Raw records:
_ _ _ _
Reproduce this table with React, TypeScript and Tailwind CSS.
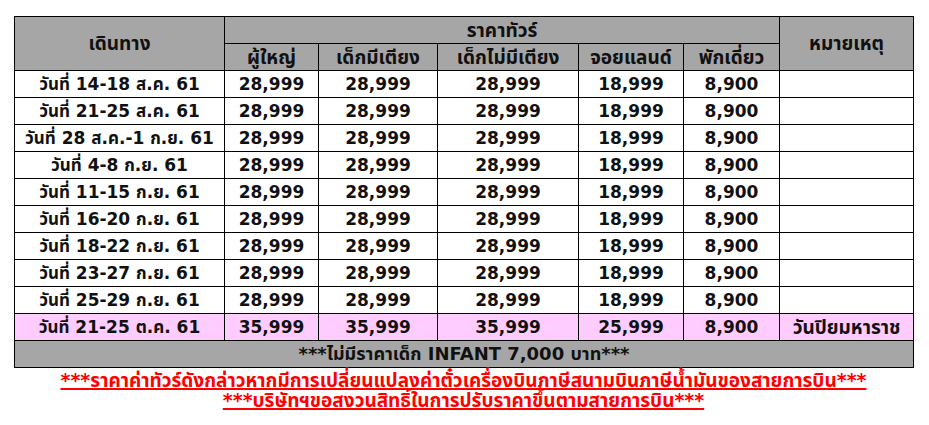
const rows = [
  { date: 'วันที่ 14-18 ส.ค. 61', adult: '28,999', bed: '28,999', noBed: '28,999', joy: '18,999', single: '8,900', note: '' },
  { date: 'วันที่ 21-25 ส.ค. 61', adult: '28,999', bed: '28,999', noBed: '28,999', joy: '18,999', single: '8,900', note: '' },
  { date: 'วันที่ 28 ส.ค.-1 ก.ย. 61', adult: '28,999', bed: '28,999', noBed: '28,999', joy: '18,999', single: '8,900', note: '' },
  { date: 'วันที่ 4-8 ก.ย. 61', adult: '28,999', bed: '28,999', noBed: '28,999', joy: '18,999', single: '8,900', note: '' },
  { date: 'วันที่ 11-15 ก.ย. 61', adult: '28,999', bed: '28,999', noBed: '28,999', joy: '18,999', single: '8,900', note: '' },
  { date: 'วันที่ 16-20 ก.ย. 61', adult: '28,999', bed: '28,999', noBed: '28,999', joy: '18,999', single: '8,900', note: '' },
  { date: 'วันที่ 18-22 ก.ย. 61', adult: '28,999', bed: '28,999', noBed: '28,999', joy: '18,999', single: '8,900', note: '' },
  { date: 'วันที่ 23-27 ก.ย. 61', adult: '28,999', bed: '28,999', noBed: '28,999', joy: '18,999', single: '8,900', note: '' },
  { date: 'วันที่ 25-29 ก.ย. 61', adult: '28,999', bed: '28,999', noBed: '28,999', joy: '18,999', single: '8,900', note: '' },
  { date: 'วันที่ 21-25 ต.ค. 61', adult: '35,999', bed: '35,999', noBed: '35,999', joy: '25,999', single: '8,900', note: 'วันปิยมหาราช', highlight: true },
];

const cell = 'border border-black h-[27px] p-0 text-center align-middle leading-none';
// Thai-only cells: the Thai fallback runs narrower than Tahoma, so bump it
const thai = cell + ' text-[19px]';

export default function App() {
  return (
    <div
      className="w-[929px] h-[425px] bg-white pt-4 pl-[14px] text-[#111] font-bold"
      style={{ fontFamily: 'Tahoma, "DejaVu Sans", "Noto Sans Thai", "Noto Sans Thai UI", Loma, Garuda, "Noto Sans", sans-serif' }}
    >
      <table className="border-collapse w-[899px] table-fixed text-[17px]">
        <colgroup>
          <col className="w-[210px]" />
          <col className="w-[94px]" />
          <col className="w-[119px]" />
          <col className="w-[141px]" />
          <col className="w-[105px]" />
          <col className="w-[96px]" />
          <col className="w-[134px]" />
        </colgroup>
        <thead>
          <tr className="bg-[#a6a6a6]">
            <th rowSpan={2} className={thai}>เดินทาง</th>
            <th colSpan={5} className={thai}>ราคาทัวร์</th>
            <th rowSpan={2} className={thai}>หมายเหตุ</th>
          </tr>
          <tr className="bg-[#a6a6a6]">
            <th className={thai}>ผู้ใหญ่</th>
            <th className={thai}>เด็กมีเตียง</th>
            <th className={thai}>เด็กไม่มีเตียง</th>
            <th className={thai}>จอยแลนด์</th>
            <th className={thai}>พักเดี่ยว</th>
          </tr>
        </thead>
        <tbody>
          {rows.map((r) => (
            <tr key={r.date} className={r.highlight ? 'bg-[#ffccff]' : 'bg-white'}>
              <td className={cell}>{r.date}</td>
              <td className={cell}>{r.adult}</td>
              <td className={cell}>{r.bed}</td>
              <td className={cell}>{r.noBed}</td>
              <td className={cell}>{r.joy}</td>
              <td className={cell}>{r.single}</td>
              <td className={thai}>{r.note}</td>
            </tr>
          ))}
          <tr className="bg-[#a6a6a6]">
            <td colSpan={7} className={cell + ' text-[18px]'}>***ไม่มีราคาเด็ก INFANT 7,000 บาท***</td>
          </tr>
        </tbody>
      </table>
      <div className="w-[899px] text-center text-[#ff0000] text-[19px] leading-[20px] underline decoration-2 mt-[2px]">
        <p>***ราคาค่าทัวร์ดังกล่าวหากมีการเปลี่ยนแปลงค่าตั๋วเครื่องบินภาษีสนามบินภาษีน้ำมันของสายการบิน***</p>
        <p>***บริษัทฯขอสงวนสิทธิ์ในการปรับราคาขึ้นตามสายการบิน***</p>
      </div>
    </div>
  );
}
_ _ _ _
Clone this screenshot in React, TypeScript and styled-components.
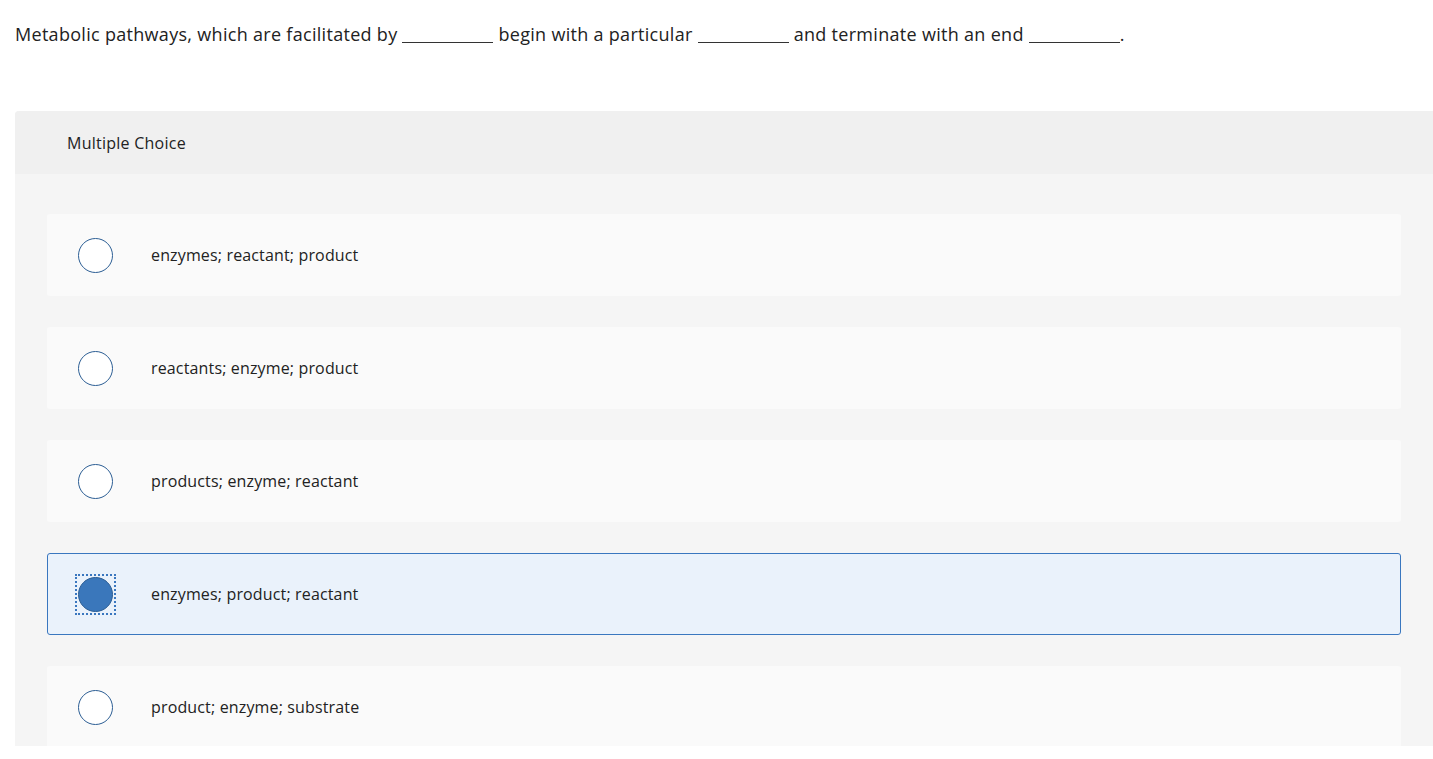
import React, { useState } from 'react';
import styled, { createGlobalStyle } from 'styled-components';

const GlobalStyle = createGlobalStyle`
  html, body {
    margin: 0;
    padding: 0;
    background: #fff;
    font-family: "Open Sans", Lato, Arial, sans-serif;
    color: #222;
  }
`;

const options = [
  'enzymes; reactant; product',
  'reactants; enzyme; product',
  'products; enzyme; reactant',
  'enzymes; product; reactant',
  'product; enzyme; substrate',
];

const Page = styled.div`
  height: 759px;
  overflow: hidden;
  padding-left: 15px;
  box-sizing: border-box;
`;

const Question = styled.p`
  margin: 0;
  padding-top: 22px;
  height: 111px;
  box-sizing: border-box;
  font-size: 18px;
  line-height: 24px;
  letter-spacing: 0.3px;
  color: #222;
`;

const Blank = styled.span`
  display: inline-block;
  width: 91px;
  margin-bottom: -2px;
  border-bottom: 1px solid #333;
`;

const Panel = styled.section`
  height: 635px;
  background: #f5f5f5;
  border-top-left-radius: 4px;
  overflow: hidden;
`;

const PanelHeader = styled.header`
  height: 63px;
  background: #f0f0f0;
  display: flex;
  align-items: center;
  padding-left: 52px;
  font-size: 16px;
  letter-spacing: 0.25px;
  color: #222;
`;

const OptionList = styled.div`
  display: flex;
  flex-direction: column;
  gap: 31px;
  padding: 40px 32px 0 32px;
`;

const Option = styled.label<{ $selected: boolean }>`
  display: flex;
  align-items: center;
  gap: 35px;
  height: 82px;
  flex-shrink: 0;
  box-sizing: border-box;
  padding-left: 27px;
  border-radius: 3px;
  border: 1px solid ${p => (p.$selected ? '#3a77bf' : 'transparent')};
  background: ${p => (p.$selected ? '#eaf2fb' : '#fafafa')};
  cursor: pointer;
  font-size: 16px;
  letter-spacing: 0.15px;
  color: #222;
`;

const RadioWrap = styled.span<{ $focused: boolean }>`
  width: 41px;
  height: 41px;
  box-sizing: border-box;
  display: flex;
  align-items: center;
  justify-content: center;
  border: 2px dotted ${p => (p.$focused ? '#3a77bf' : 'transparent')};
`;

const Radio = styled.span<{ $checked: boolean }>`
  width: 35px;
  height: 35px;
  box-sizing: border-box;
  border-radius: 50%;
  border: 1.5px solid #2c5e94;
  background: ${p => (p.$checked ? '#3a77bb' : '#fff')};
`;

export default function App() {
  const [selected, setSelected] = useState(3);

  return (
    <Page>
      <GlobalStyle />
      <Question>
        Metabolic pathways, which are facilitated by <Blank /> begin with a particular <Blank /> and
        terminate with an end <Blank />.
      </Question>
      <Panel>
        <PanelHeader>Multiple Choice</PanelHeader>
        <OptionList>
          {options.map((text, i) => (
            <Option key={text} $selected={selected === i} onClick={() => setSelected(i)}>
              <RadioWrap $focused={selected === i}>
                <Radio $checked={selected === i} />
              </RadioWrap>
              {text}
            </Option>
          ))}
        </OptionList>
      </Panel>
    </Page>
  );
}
_ _ _ _
EXERCISE DESCRIPTION —
Pick out the lines that have the word "this". Copy them all.

THE RESULT —
Reproduce this table with React, TypeScript and Tailwind CSS.
Clone this screenshot in React, TypeScript and styled-components.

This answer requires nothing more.